Glossary

What Is MX Record?

An MX (Mail Exchange) record is a DNS record that specifies which mail servers are responsible for receiving email for a domain. MX records include a priority value to determine the order in which mail servers are tried.

Why It Matters

MX records determine where email for your domain is delivered. When setting up domain forwarding, one of the biggest concerns is: “Will forwarding break my email?”

The short answer is no — if done correctly. MX records and A records serve different purposes and can point to different servers.

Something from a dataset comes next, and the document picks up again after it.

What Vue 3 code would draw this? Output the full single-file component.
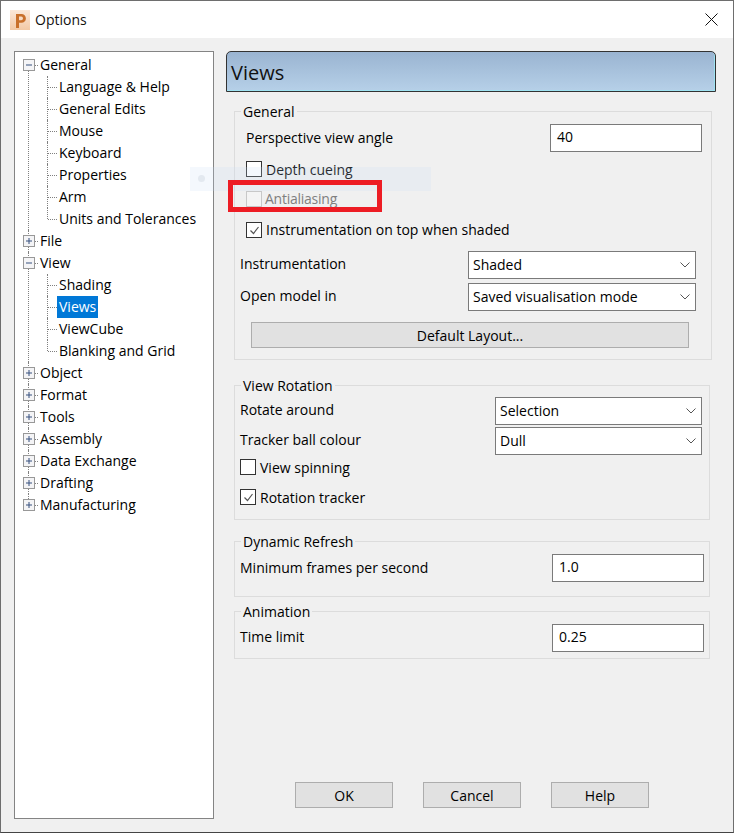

But mistakes in DNS configuration can accidentally interfere with email delivery.

How It Works

An MX record contains:

  • Name: The domain (e.g., example.com)
  • Type: MX
  • Priority: A number (lower = higher priority)
  • Value: The hostname of the mail server

Example:

example.com.  MX  10  mail.example.com.
example.com.  MX  20  backup-mail.example.com.

When someone sends email to user@example.com, their mail server queries the MX records for example.com and delivers the message to the highest-priority mail server.

MX Records vs Domain Forwarding

Domain forwarding typically changes the A record (for web traffic) while leaving MX records untouched. This means:

  • example.com in a browser → Domain Forward’s servers → redirect to destination
  • user@example.com email → Your mail server (unchanged)

Common Mistakes

Using a CNAME at the apex domain. A CNAME at the apex is technically invalid and can interfere with MX records, because a CNAME means “this name is an alias for another name, ignore all other records here.” This can cause email delivery failures.

Accidentally deleting MX records. Some DNS management UIs make it easy to clear all records when changing configuration. Always verify MX records remain after DNS changes.

Not testing email after DNS changes. Send a test email to your domain after setting up forwarding to confirm delivery still works.

Related Terms

Related Features

Frequently
asked questions

Not if set up correctly. Domain forwarding changes A and/or CNAME records to point to a redirect server, but your MX records should remain untouched. Email routing and web traffic use separate DNS record types. Always verify your MX records are still present after setting up forwarding.